Telematics-backed reporting gives police and insurers verified, time-stamped evidence. That can support faster recovery and cleaner claims. And that’s what makes the system useful during an actual incident, not just in a policy document. Regular audits also help spot missed timelines, incomplete forms, and weak escalation points, so teams can fix problems before they become a pattern.

In day-to-day use, structured theft reporting helps cut losses, speed up recovery, and tighten fleet control.

FAQs

Who should own the theft response process?

The fleet operator should lead the theft response process. That means being the main point of contact for both police and insurers, so there’s no confusion when time matters most.

It also helps to have a clear in-house process. Staff should know exactly who to contact the moment an incident happens, whether that’s a named contact, a supervisor, or the fleet manager. If people are left guessing, precious minutes can slip away.

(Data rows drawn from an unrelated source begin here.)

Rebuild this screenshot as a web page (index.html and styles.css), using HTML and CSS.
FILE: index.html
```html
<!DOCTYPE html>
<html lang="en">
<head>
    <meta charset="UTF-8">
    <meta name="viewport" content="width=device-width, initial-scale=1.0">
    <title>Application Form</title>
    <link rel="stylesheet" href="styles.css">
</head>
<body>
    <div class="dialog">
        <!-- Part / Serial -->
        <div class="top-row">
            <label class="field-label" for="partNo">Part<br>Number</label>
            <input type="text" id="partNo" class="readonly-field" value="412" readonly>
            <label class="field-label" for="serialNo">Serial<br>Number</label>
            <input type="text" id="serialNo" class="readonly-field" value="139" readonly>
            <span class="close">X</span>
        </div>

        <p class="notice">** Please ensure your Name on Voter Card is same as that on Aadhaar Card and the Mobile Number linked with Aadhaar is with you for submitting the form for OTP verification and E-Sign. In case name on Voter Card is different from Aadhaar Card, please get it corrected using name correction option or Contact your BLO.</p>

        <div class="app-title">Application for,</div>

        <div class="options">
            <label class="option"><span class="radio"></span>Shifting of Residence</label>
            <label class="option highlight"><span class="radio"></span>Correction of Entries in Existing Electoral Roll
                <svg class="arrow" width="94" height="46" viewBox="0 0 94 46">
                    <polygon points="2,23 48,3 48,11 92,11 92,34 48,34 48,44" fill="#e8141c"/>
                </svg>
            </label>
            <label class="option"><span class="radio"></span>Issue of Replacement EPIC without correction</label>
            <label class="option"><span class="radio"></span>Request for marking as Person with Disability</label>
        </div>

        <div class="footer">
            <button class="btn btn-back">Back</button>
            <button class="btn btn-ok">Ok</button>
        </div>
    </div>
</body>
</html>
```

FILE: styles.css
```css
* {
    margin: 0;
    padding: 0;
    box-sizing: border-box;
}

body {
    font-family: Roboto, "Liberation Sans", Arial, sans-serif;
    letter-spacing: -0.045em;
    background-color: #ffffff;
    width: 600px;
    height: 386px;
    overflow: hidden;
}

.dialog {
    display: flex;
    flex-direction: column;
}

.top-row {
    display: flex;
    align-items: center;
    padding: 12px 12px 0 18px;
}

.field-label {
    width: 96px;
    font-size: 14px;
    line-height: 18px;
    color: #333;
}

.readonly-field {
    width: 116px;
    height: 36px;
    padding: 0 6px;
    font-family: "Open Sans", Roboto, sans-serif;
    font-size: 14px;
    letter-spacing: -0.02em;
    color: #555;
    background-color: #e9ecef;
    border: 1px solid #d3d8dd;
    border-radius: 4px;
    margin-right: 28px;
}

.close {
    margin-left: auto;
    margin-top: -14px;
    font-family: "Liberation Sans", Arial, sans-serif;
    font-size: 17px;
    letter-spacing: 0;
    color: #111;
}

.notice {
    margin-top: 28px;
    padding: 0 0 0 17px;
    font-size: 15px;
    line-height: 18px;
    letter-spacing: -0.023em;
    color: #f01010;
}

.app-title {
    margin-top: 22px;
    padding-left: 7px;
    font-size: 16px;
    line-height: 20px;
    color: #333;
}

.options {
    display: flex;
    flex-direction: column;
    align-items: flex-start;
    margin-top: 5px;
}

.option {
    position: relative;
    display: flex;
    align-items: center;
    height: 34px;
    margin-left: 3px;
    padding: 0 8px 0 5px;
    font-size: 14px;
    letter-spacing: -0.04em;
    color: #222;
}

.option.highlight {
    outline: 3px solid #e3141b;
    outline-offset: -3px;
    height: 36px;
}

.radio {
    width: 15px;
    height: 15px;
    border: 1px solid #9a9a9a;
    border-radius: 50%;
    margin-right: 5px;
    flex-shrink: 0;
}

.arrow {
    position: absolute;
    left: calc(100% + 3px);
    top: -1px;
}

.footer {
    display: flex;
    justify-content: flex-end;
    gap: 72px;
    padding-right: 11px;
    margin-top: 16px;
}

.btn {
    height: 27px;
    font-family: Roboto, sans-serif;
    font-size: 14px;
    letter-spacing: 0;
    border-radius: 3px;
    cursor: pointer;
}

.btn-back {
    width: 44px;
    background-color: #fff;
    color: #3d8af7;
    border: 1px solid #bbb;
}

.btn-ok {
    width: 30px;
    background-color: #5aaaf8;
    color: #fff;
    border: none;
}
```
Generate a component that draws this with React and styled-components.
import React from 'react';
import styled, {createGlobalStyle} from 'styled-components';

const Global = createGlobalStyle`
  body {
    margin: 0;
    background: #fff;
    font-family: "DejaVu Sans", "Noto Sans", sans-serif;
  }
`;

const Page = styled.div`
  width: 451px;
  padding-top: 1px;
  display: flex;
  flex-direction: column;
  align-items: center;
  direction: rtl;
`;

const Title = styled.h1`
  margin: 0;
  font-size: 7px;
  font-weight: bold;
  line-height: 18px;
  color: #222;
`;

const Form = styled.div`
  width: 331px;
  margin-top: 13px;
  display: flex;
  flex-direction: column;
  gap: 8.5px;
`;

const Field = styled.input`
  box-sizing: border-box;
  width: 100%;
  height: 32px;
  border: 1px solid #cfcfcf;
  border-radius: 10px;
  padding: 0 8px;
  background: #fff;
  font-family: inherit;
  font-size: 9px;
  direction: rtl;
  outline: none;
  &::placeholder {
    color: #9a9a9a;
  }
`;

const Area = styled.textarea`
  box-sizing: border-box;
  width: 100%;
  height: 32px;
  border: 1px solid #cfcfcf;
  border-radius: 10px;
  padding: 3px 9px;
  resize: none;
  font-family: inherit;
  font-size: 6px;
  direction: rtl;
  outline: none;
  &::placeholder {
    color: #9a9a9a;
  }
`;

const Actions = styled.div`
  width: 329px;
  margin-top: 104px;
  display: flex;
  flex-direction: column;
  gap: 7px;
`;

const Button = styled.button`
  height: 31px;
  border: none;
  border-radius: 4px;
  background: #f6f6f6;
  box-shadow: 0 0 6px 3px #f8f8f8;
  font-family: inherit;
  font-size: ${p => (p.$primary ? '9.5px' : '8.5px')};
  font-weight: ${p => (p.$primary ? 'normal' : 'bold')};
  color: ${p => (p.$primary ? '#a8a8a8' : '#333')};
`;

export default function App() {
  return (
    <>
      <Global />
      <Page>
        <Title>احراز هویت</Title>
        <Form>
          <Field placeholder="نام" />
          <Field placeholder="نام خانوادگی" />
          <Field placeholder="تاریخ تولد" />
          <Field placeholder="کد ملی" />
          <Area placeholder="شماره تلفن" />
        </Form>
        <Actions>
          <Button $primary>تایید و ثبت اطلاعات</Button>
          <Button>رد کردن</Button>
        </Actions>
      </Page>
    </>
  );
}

GRS Fleet Telematics can help here with 24/7 monitoring centres that check alerts and work directly with police to speed up the response.

What counts as enough evidence to confirm theft?

Enough evidence means reliable data that points to criminal activity, not a false alarm.

That can include:

  • tampering attempts
  • unauthorised engine starts outside working hours
  • geofence breaches
  • real-time or historical tracking data

When reporting the incident to the police, include the vehicle registration, make, model, colour, and tracking records.

This gives weight to the report and helps you get a Crime Reference Number for insurance claims.

How often should fleet theft procedures be reviewed?

Fleet theft procedures need regular review if you want them to stay fit for purpose as security risks change and safety rules shift.

Routine checks of equipment and day-to-day processes can reveal repeat weak spots and patterns in higher-risk incidents. At the same time, keeping telematics hardware and software up to date helps make sure security protocols and predictive tools can deal with new threats.